* START Task material *
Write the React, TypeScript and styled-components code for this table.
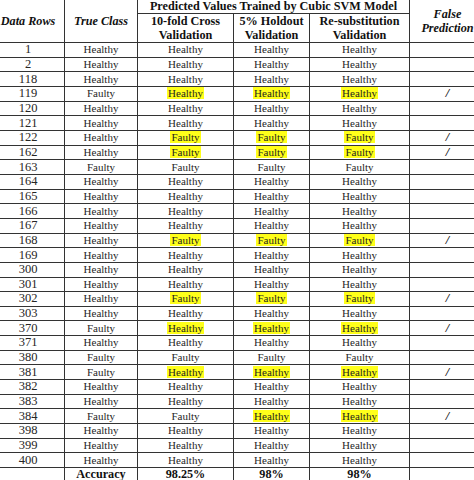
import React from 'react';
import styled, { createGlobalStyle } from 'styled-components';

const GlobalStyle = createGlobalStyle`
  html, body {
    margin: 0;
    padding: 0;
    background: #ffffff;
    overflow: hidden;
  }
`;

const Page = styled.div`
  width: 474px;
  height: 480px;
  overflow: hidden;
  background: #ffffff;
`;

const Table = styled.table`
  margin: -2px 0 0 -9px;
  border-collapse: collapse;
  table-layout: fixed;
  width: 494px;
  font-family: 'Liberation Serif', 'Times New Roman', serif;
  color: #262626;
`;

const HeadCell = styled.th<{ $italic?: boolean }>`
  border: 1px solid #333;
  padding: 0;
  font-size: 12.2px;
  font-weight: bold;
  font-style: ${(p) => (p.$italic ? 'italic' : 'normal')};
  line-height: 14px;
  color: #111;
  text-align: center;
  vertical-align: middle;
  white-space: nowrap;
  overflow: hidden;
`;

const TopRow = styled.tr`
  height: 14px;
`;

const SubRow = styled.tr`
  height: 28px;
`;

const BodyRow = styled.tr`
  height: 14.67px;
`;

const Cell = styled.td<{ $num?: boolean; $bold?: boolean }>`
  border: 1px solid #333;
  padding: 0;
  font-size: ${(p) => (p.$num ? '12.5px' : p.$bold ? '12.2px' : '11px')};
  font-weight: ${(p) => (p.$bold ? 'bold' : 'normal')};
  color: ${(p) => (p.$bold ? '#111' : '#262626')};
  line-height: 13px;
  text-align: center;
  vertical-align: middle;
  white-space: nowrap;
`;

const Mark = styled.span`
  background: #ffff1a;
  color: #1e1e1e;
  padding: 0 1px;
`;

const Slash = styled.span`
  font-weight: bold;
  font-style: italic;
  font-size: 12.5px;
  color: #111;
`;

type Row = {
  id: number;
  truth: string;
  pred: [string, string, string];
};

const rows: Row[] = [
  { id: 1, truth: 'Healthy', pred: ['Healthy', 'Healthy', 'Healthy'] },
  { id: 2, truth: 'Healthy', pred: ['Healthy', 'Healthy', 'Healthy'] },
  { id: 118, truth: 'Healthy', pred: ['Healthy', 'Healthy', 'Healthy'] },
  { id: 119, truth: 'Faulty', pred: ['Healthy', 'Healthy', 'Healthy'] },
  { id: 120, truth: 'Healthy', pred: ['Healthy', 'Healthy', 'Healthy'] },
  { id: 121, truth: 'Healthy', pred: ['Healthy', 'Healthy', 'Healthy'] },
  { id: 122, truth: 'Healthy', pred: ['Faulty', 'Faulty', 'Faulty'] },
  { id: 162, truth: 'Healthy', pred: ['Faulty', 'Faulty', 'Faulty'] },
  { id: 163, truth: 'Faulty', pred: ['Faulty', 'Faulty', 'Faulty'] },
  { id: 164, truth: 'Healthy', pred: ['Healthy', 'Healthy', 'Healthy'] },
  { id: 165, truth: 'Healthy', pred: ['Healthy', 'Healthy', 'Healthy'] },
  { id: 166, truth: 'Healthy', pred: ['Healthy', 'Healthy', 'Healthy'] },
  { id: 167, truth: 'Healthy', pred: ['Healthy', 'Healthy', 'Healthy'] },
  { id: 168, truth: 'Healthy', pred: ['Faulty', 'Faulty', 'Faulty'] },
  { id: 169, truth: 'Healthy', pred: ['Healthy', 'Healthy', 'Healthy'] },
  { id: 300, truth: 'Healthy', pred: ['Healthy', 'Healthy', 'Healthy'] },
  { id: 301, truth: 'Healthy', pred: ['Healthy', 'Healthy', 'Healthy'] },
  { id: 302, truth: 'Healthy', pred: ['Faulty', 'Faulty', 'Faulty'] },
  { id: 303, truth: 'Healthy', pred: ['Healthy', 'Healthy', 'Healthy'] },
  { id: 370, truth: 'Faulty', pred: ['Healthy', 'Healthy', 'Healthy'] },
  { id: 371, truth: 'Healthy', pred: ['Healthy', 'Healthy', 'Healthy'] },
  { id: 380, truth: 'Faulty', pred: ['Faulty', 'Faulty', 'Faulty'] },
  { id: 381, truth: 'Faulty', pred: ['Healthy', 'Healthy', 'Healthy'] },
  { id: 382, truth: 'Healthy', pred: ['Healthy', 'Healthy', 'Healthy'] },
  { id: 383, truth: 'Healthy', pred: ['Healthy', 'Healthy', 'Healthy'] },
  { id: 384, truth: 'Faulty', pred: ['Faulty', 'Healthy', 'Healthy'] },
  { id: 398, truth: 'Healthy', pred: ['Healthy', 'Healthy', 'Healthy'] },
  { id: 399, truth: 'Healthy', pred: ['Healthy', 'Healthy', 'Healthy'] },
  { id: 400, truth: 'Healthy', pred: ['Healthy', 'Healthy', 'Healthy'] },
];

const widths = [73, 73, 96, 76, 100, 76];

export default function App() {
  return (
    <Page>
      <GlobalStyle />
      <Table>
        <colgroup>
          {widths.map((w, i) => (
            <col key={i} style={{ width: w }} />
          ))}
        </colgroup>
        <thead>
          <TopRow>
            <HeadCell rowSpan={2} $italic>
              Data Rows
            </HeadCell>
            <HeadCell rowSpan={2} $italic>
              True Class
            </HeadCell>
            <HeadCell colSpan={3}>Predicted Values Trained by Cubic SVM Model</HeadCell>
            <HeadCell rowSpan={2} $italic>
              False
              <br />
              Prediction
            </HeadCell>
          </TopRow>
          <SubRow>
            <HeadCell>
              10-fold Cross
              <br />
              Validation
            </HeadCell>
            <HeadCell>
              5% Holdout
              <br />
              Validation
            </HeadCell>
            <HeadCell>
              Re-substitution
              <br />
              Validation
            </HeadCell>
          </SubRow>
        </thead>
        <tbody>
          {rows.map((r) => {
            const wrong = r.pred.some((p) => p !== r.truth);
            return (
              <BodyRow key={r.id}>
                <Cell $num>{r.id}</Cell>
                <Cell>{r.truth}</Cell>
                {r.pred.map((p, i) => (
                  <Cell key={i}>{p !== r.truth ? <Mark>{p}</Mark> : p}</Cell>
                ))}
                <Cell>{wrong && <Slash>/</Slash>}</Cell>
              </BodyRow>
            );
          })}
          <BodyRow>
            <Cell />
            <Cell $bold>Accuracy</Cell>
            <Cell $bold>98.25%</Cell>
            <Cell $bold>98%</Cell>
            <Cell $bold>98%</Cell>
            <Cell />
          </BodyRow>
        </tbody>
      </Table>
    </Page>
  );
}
* END Task material *
* START Task material *
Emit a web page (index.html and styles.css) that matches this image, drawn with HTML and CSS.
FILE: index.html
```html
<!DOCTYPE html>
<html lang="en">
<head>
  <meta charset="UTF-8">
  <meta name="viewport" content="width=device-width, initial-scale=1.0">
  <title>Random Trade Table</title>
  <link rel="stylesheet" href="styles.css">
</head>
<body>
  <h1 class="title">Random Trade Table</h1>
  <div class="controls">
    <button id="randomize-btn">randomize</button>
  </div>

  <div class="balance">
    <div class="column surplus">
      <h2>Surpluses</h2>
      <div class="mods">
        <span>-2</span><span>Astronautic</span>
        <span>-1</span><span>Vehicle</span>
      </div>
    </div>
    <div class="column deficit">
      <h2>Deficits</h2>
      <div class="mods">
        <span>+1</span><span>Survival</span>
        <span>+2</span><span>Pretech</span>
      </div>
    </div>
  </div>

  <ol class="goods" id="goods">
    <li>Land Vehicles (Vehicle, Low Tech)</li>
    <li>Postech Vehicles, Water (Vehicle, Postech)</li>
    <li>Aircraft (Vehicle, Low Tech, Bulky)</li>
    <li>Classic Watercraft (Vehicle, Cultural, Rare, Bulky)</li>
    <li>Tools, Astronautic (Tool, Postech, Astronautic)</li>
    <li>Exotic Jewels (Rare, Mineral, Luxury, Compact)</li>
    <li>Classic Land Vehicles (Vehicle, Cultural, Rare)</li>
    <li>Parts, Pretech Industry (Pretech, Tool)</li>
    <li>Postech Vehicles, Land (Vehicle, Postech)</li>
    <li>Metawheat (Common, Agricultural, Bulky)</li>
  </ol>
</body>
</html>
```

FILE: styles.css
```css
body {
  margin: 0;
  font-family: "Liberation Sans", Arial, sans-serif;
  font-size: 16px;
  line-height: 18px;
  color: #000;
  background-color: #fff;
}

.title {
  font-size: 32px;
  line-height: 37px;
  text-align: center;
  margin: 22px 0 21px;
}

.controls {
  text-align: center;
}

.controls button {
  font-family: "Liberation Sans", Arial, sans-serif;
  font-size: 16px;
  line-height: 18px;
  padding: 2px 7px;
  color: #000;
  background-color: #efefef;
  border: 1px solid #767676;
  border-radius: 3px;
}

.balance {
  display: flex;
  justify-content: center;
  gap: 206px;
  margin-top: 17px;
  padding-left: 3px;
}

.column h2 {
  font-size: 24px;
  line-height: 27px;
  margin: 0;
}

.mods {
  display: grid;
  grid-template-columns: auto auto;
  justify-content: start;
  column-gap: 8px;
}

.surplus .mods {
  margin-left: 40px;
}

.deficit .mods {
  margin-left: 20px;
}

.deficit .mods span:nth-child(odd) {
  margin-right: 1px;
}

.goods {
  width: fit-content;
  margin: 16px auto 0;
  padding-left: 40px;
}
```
* END Task material *
*Work to complete*: Write down every line of the data above that includes the string "styled".

*Right answer*:
Write the React, TypeScript and styled-components code for this table.
import styled, { createGlobalStyle } from 'styled-components';
const Page = styled.div`
const Table = styled.table`
const HeadCell = styled.th<{ $italic?: boolean }>`
const TopRow = styled.tr`
const SubRow = styled.tr`
const BodyRow = styled.tr`
const Cell = styled.td<{ $num?: boolean; $bold?: boolean }>`
const Mark = styled.span`
const Slash = styled.span`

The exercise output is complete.